Me felicitaron por participar en estas actividades, por supuesto, pero la verdad era que yo necesitaba estos apostolados mucho más de lo que ellos me necesitaban a mí, porque me instaban a seguir aprendiendo sobre mi fe católica, y me daban el apoyo y el incentivo que yo precisaba para poner en práctica mi fe. Obviamente, si todavía siguiera llevando mi vida antigua, yo no podría enseñar nada a los jóvenes acerca del Señor. Y efectivamente, aunque volviera a caer, Dios siempre me daba la gracia de levantarme y seguir adelante.
Jesús está cerca. Cuando me siento delante de mi Señor en la capilla de adoración siempre pienso en mi vida pasada.

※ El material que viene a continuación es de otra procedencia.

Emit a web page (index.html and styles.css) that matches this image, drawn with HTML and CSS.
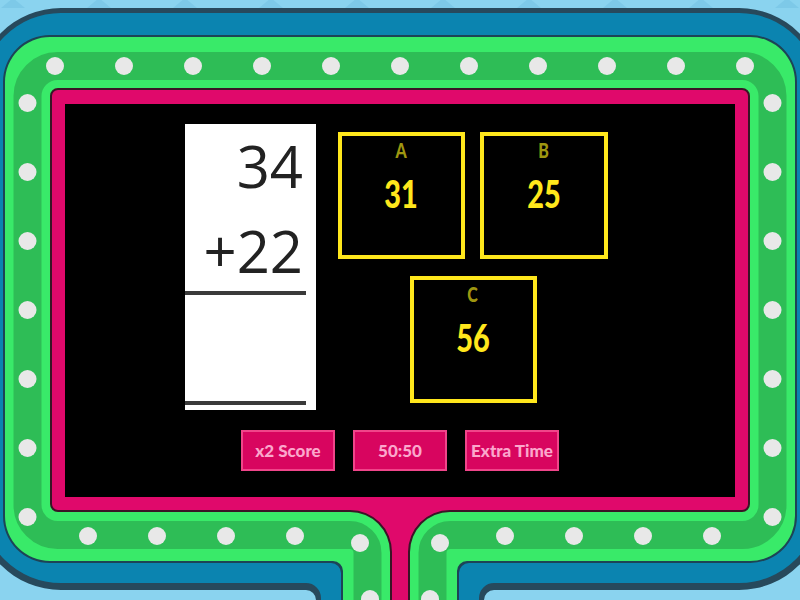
FILE: index.html
```html
<!DOCTYPE html>
<html lang="en">
<head>
<meta charset="utf-8">
<title>Gameshow quiz</title>
<link rel="stylesheet" href="styles.css">
</head>
<body>
<div class="stage">
  <svg class="frame" viewBox="0 0 800 600" width="800" height="600" aria-hidden="true">
    <rect width="800" height="600" fill="#8ad3ef"/>
    <g fill="#7dc9e8">
      <polygon points="1,8 13,-2 25,8"/><polygon points="87,8 99,-2 111,8"/><polygon points="173,8 185,-2 197,8"/>
      <polygon points="259,8 271,-2 283,8"/><polygon points="345,8 357,-2 369,8"/><polygon points="431,8 443,-2 455,8"/>
      <polygon points="517,8 529,-2 541,8"/><polygon points="603,8 615,-2 627,8"/><polygon points="689,8 701,-2 713,8"/>
      <polygon points="775,8 787,-2 799,8"/>
    </g>
    <path fill="#27495c" d="M61 8H739A85 85 0 0 1 824 93V505A85 85 0 0 1 739 590H494A10 10 0 0 0 484 600H316A10 10 0 0 0 306 590H61A85 85 0 0 1 -24 505V93A85 85 0 0 1 61 8Z"/>
    <path fill="#0b84b0" d="M61 13H739A80 80 0 0 1 819 93V503A80 80 0 0 1 739 583H494A15 15 0 0 0 479 598V600H321V598A15 15 0 0 0 306 583H61A80 80 0 0 1 -19 503V93A80 80 0 0 1 61 13Z"/>
    <path fill="#1d4456" d="M50 35H750A47 47 0 0 1 797 82V516A47 47 0 0 1 750 563H469A10 10 0 0 0 459 573V600H341V573A10 10 0 0 0 331 563H50A47 47 0 0 1 3 516V82A47 47 0 0 1 50 35Z"/>
    <path fill="#39ea69" d="M50 37H750A45 45 0 0 1 795 82V516A45 45 0 0 1 750 561H467A10 10 0 0 0 457 571V600H343V571A10 10 0 0 0 333 561H50A45 45 0 0 1 5 516V82A45 45 0 0 1 50 37Z"/>
    <path fill="none" stroke="#2ebd56" stroke-width="28" d="M367.5 610V553A18 18 0 0 0 349.5 535H57.5A30 30 0 0 1 27.5 505V96A30 30 0 0 1 57.5 66H742.5A30 30 0 0 1 772.5 96V505A30 30 0 0 1 742.5 535H450.5A18 18 0 0 0 432.5 553V610"/>
    <g fill="#e8e8e8">
      <circle cx="55" cy="66" r="9"/><circle cx="124" cy="66" r="9"/><circle cx="193" cy="66" r="9"/>
      <circle cx="262" cy="66" r="9"/><circle cx="331" cy="66" r="9"/><circle cx="400" cy="66" r="9"/>
      <circle cx="469" cy="66" r="9"/><circle cx="538" cy="66" r="9"/><circle cx="607" cy="66" r="9"/>
      <circle cx="676" cy="66" r="9"/><circle cx="745" cy="66" r="9"/>
      <circle cx="27.5" cy="103" r="9"/><circle cx="27.5" cy="172" r="9"/><circle cx="27.5" cy="241" r="9"/>
      <circle cx="27.5" cy="310" r="9"/><circle cx="27.5" cy="379" r="9"/><circle cx="27.5" cy="448" r="9"/>
      <circle cx="27.5" cy="517" r="9"/>
      <circle cx="772.5" cy="103" r="9"/><circle cx="772.5" cy="172" r="9"/><circle cx="772.5" cy="241" r="9"/>
      <circle cx="772.5" cy="310" r="9"/><circle cx="772.5" cy="379" r="9"/><circle cx="772.5" cy="448" r="9"/>
      <circle cx="772.5" cy="517" r="9"/>
      <circle cx="88" cy="536" r="9"/><circle cx="157" cy="536" r="9"/><circle cx="226" cy="536" r="9"/>
      <circle cx="295" cy="536" r="9"/><circle cx="360" cy="543" r="9"/><circle cx="370" cy="599" r="9"/>
      <circle cx="440" cy="543" r="9"/><circle cx="430" cy="599" r="9"/>
      <circle cx="505" cy="536" r="9"/><circle cx="574" cy="536" r="9"/><circle cx="643" cy="536" r="9"/>
      <circle cx="712" cy="536" r="9"/>
    </g>
    <path fill="#3a1526" d="M58 88H742A8 8 0 0 1 750 96V504A8 8 0 0 1 742 512H450A40 40 0 0 0 410 552V600H390V552A40 40 0 0 0 350 512H58A8 8 0 0 1 50 504V96A8 8 0 0 1 58 88Z"/>
    <path fill="#e0096b" d="M58 90H742A6 6 0 0 1 748 96V504A6 6 0 0 1 742 510H450A42 42 0 0 0 408 552V600H392V552A42 42 0 0 0 350 510H58A6 6 0 0 1 52 504V96A6 6 0 0 1 58 90Z"/>
  </svg>

  <main class="screen">
    <div class="quiz">
      <div class="card">
        <div class="sum"><span>34</span><span>+22</span></div>
        <div class="rule"></div>
        <div class="rule rule-end"></div>
      </div>
      <div class="answers">
        <div class="answer"><span class="letter">A</span><span class="value">31</span></div>
        <div class="answer"><span class="letter">B</span><span class="value">25</span></div>
        <div class="answer answer-c"><span class="letter">C</span><span class="value">56</span></div>
      </div>
    </div>
    <div class="powerups">
      <div class="powerup">x2 Score</div>
      <div class="powerup">50:50</div>
      <div class="powerup">Extra Time</div>
    </div>
  </main>
</div>
</body>
</html>
```

FILE: styles.css
```css
* {
  box-sizing: border-box;
}

body {
  margin: 0;
  background: #8ad3ef;
  font-family: "Lato", "Liberation Sans", sans-serif;
}

.stage {
  display: grid;
  width: 800px;
  height: 600px;
  overflow: hidden;
}

.frame,
.screen {
  grid-area: 1 / 1;
}

.frame {
  display: block;
}

.screen {
  margin: 104px 0 0 65px;
  width: 670px;
  height: 393px;
  background: #000;
  display: flex;
  flex-direction: column;
  align-items: center;
  padding-top: 20px;
}

.quiz {
  display: flex;
  gap: 22px;
  align-items: flex-start;
  margin-right: 7px;
}

.card {
  width: 131px;
  height: 286px;
  background: #fff;
  display: flex;
  flex-direction: column;
}

.sum {
  display: flex;
  flex-direction: column;
  align-items: flex-end;
  gap: 5px;
  padding: 2px 13px 0 0;
  font: 400 58px/80px "Open Sans", sans-serif;
  color: #222;
}

.rule {
  width: 121px;
  height: 4px;
  background: #3a3a3a;
}

.rule-end {
  margin-top: 106px;
}

.answers {
  display: grid;
  grid-template-columns: 127px 128px;
  column-gap: 15px;
  row-gap: 17px;
  margin-top: 8px;
}

.answer {
  height: 127px;
  border: 4px solid #ffe71c;
  display: flex;
  flex-direction: column;
  align-items: center;
  padding-top: 2px;
}

.answer-c {
  grid-column: 1 / span 2;
  justify-self: center;
  width: 127px;
}

.letter {
  font: 900 20px/24px "Lato", sans-serif;
  color: #9e9610;
  transform: scaleX(0.8);
}

.value {
  margin-top: 8px;
  font: 900 38px/46px "Lato", sans-serif;
  color: #ffe71c;
  transform: scaleX(0.76);
}

.powerups {
  display: flex;
  gap: 18px;
  margin-top: 20px;
}

.powerup {
  width: 94px;
  height: 41px;
  background: #d8055f;
  border: 2px solid #f0458a;
  color: #fba7cc;
  font: 900 17px/1 "Lato", sans-serif;
  display: flex;
  align-items: center;
  justify-content: center;
}
```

Ahora más que nunca estoy convencido de que es sólo por la gracia de Dios que estoy vivo y que voy perseverando en el viaje a mi hogar verdadero. Por su gran misericordia, Dios me bendijo con una esposa que sabía de mis antiguas andanzas, pero que estuvo dispuesta a iniciar la travesía conmigo. Kris y nuestros dos hijos son el ancla que me mantiene seguro, y ellos son la alegría de mi vida.
Ser papá y marido es probablemente el trabajo más difícil que me ha tocado desempeñar, pero a pesar de nuestros altibajos como pareja y como padres de dos pequeños, jamás cambiaría mi vida ni por todo el dinero del mundo. Con el Señor, cada nuevo día es una bendición, sea lo que sea que traiga consigo.
Hermano, es posible que a ti no te parezca así ahora mismo; quizás estás luchando para sobrevivir o te sientes indigno y lejos de Dios. Si es así, espero que mi experiencia sea una fuente de consolación y esperanza para ti. ¡No te rindas! Si Dios pudo amar y perdonar a un pecador como yo, por supuesto que puede hacer lo mismo para cualquiera que se le acerque buscando sanación y perdón. Lo único que tienes que hacer es pedírselo.
Daniel Sánchez y su familia viven en Santa Bárbara, California.